7 reasons why your scale might be wrong

LOS ANGELES Let's say after a bathroom break, you hop on before your morning shower. This is your best and most accurate reading.

If you wait until you put your suit on, you could be 5 pounds heavier.

After your bowl of oatmeal and coffee, add another pound and half.

Head to the gym at lunch and get on after an hour on the treadmill, you'll be down 2 pounds from water weight.

Spend the afternoon rehydrating, and you've put the pounds back on with the fluids you've replaced.

Remember, a cup of water weighs 10 ounces, so drinking 8 cups of liquid water adds temporary weight, not fat.

Think about that when you get on the scale after you've had a bean salad, soup, fiberful potato and even more water at dinner. You could be up 5 pounds from the morning, even though your body has not really put on any fat weight at all.

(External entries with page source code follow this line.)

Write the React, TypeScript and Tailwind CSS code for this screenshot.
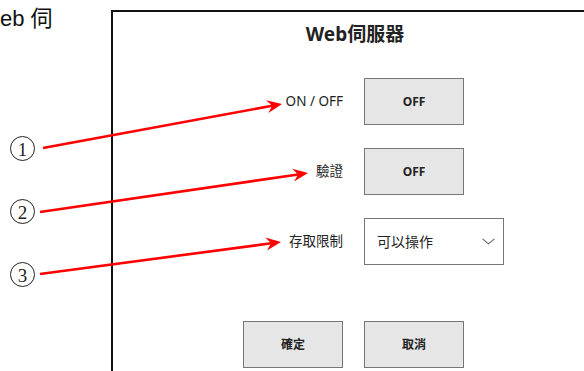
const ui = { fontFamily: '"Noto Sans", "Noto Sans CJK TC", sans-serif' };

// arrows: [startX, startY, tipX, tipY]
const arrows = [
  [43, 148, 282, 104],
  [40, 212, 308, 173],
  [40, 274, 281, 242],
];

function Arrow({ a }: { a: number[] }) {
  const [x1, y1, x2, y2] = a;
  const dx = x2 - x1;
  const dy = y2 - y1;
  const len = Math.hypot(dx, dy);
  const ux = dx / len;
  const uy = dy / len;
  const nx = -uy;
  const ny = ux;
  const bx = x2 - 15 * ux;
  const by = y2 - 15 * uy;
  const kx = x2 - 10 * ux;
  const ky = y2 - 10 * uy;
  const pts = [
    [x2, y2],
    [bx + 6.5 * nx, by + 6.5 * ny],
    [kx, ky],
    [bx - 6.5 * nx, by - 6.5 * ny],
  ]
    .map((p) => p.join(","))
    .join(" ");
  return (
    <g>
      <line x1={x1} y1={y1} x2={kx} y2={ky} stroke="#ff0000" strokeWidth={2.6} />
      <polygon points={pts} fill="#ff0000" />
    </g>
  );
}

function Circled({ n }: { n: string }) {
  return (
    <span
      className="flex h-[25px] w-[25px] items-center justify-center rounded-full border border-[#222] text-[19px] leading-none text-[#222]"
      style={{ fontFamily: '"Liberation Serif", serif' }}
    >
      <span className="mt-[1px]">{n}</span>
    </span>
  );
}

function GrayButton({ label }: { label: string }) {
  return (
    <div className="flex h-[47px] w-[100px] items-center justify-center border border-[#767676] bg-[#e6e6e6] text-[12px] font-bold text-[#222]">
      {label}
    </div>
  );
}

export default function App() {
  return (
    <div className="relative flex h-[371px] w-[584px] overflow-hidden bg-white" style={ui}>
      <div className="flex w-[111px] shrink-0 flex-col">
        <p
          className="mt-[7px] whitespace-nowrap text-[22px] leading-[24px] text-[#111]"
          style={{ fontFamily: '"Liberation Sans", "Noto Sans CJK TC", sans-serif' }}
        >
          eb 伺
        </p>
        <div className="ml-[10px] mt-[105px] flex flex-col gap-[38px]">
          <Circled n="1" />
          <Circled n="2" />
          <Circled n="3" />
        </div>
      </div>

      <div className="mt-[10px] h-[400px] w-[486px] shrink-0 border-l-2 border-t-2 border-[#111] pt-[10px]">
        <h1 className="h-[24px] text-center text-[19px] font-bold leading-[24px] text-[#222]">
          Web伺服器
        </h1>
        <div className="mt-[32px] grid grid-cols-[230px_auto] items-center gap-x-[21px] gap-y-[23px] text-[13.5px] text-[#222]">
          <span className="text-right">ON / OFF</span>
          <GrayButton label="OFF" />
          <span className="text-right">驗證</span>
          <GrayButton label="OFF" />
          <span className="text-right">存取限制</span>
          <div className="flex h-[47px] w-[140px] items-center justify-between border border-[#767676] bg-white pl-[12px] pr-[8px] text-[14px] text-[#222]">
            <span>可以操作</span>
            <svg width="13" height="7" viewBox="0 0 13 7" fill="none">
              <polyline points="0.5,0.8 6.5,5.8 12.5,0.8" stroke="#666" strokeWidth="1.1" />
            </svg>
          </div>
          <div className="mt-[33px] flex justify-end">
            <GrayButton label="確定" />
          </div>
          <div className="mt-[33px]">
            <GrayButton label="取消" />
          </div>
        </div>
      </div>

      <svg className="pointer-events-none absolute left-0 top-0" width={584} height={371}>
        {arrows.map((a, i) => (
          <Arrow key={i} a={a} />
        ))}
      </svg>
    </div>
  );
}
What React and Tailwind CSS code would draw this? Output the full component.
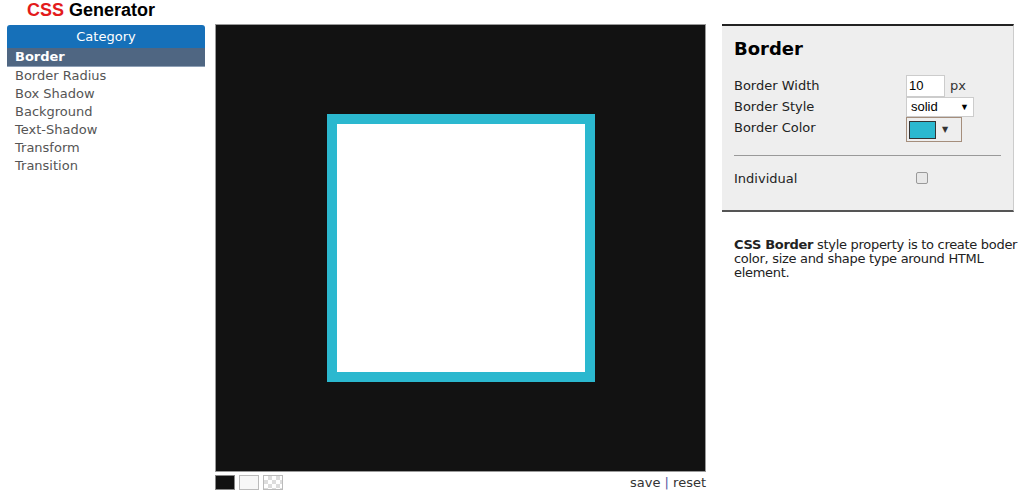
import React from 'react'

const categories = ['Border', 'Border Radius', 'Box Shadow', 'Background', 'Text-Shadow', 'Transform', 'Transition']

const verdana = { fontFamily: '"DejaVu Sans", Verdana, sans-serif' }

const Sidebar = () => (
  <div className="w-[198px] ml-[7px] mt-px">
    <div className="h-[23px] bg-[#1670b9] rounded-t-[3px] text-white text-[13px] leading-[23px] text-center">Category</div>
    <ul>
      {categories.map((c, i) => (
        <li
          key={c}
          className={
            i === 0
              ? 'h-[19px] bg-[#4f6682] text-white font-bold text-[13px] leading-[18px] pl-[8px] border-b border-[#8ea0b6]'
              : 'h-[18px] text-[#555] text-[13px] leading-[18px] pl-[8px]'
          }
        >
          {c}
        </li>
      ))}
    </ul>
  </div>
)

const Canvas = () => (
  <div className="ml-[10px] w-[491px]">
    <div className="h-[448px] bg-[#121212] border border-[#9a9a9a] flex items-center justify-center">
      <div className="w-[268px] h-[268px] bg-white border-[10px] border-[#2bb8cf]" />
    </div>
    <div className="flex items-center mt-[3px]">
      <div className="w-[20px] h-[15px] bg-[#121212] border border-[#888]" />
      <div className="w-[20px] h-[15px] bg-[#f7f7f7] border border-[#bbb] ml-[4px]" />
      <div
        className="w-[20px] h-[15px] border border-[#bbb] ml-[4px]"
        style={{
          backgroundColor: '#fff',
          backgroundImage:
            'linear-gradient(45deg,#ddd 25%,transparent 25%,transparent 75%,#ddd 75%),linear-gradient(45deg,#ddd 25%,transparent 25%,transparent 75%,#ddd 75%)',
          backgroundSize: '8px 8px',
          backgroundPosition: '0 0,4px 4px',
        }}
      />
      <div className="ml-auto text-[13px] text-[#333] leading-[15px]">
        save <span className="text-[#5a5aa0]">|</span> reset
      </div>
    </div>
  </div>
)

const Row = ({ label, children }) => (
  <div className="flex items-center h-[21px]">
    <div className="w-[172px] text-[13px] text-[#222]">{label}</div>
    {children}
  </div>
)

const Panel = () => (
  <div className="ml-[16px] w-[302px]">
    <div className="w-[292px] h-[188px] bg-[#eeeeee] border-t-2 border-t-[#222] border-b-2 border-b-[#555] border-r border-r-[#ccc] px-[12px] pt-[11px]">
      <h2 className="text-[18px] font-bold text-black leading-[24px]">Border</h2>
      <div className="mt-[14px]">
        <Row label="Border Width">
          <div className="w-[39px] h-[22px] bg-white border border-[#ccc] text-[13px] leading-[20px] pl-[2px] text-black" style={{ fontFamily: '"Liberation Sans", Arial, sans-serif' }}>10</div>
          <span className="ml-[5px] text-[13px] text-[#333]">px</span>
        </Row>
        <Row label="Border Style">
          <div className="w-[68px] h-[20px] bg-white border border-[#ccc] text-[13px] leading-[18px] pl-[4px] text-black flex items-center" style={{ fontFamily: '"Liberation Sans", Arial, sans-serif' }}>
            solid
            <span className="ml-auto mr-[4px] text-[9px]">▼</span>
          </div>
        </Row>
        <Row label="Border Color">
          <div className="w-[56px] h-[25px] border border-[#a58e7c] flex items-center pl-[2px] mt-[4px]">
            <div className="w-[27px] h-[18px] bg-[#2bb8cf] border border-[#333]" />
            <span className="ml-[6px] text-[8px] text-[#333]">▼</span>
          </div>
        </Row>
      </div>
      <div className="border-t border-[#999] mt-[17px]" />
      <div className="flex items-center h-[20px] mt-[13px]">
        <div className="w-[182px] text-[13px] text-[#222]">Individual</div>
        <div className="w-[12px] h-[12px] rounded-[2px] border border-[#999] bg-[#e8e8e8] -mt-[2px]" />
      </div>
    </div>
    <p className="mt-[26px] pl-[12px] text-[13px] leading-[14px] text-[#222] tracking-[-0.3px]">
      <b>CSS Border</b> style property is to create boder color, size and shape type around HTML element.
    </p>
  </div>
)

export default function App() {
  return (
    <div className="w-[1024px] h-[492px] bg-white overflow-hidden" style={verdana}>
      <div className="h-[24px] pl-[27px] text-[18px] font-bold leading-[20px]" style={{ fontFamily: '"Liberation Sans", Arial, sans-serif' }}>
        <span className="text-[#e31b1b]">CSS</span> <span className="text-black">Generator</span>
      </div>
      <div className="flex items-start">
        <Sidebar />
        <Canvas />
        <Panel />
      </div>
    </div>
  )
}
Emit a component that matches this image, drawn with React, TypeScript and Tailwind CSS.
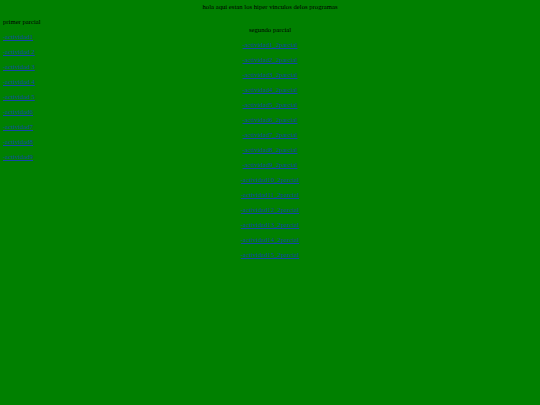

Another factor is where you put your scale. A thick carpet or texture tile can decrease your number by 20 pounds or more. Try putting a barbell on your scale to test the accuracy.

Weigh in the same spot at the same time to keep most other factors from coming into play.

If you've been hitting the gym hard, it's also possible you will drop body fat while increasing weight. But realize that it takes about a month of pretty serious strength training to add one single pound of muscle.

If you're up a few but ate well the day before, your hormones might be messing with you, so keep up the good work.

If you consider that a pound of fat requires 3,500 extra calories consumed and you're up two pounds, you've got to ask yourself if you really consumed an extra 7,000 calories to have earned those 2 pounds. Most likely, you haven't.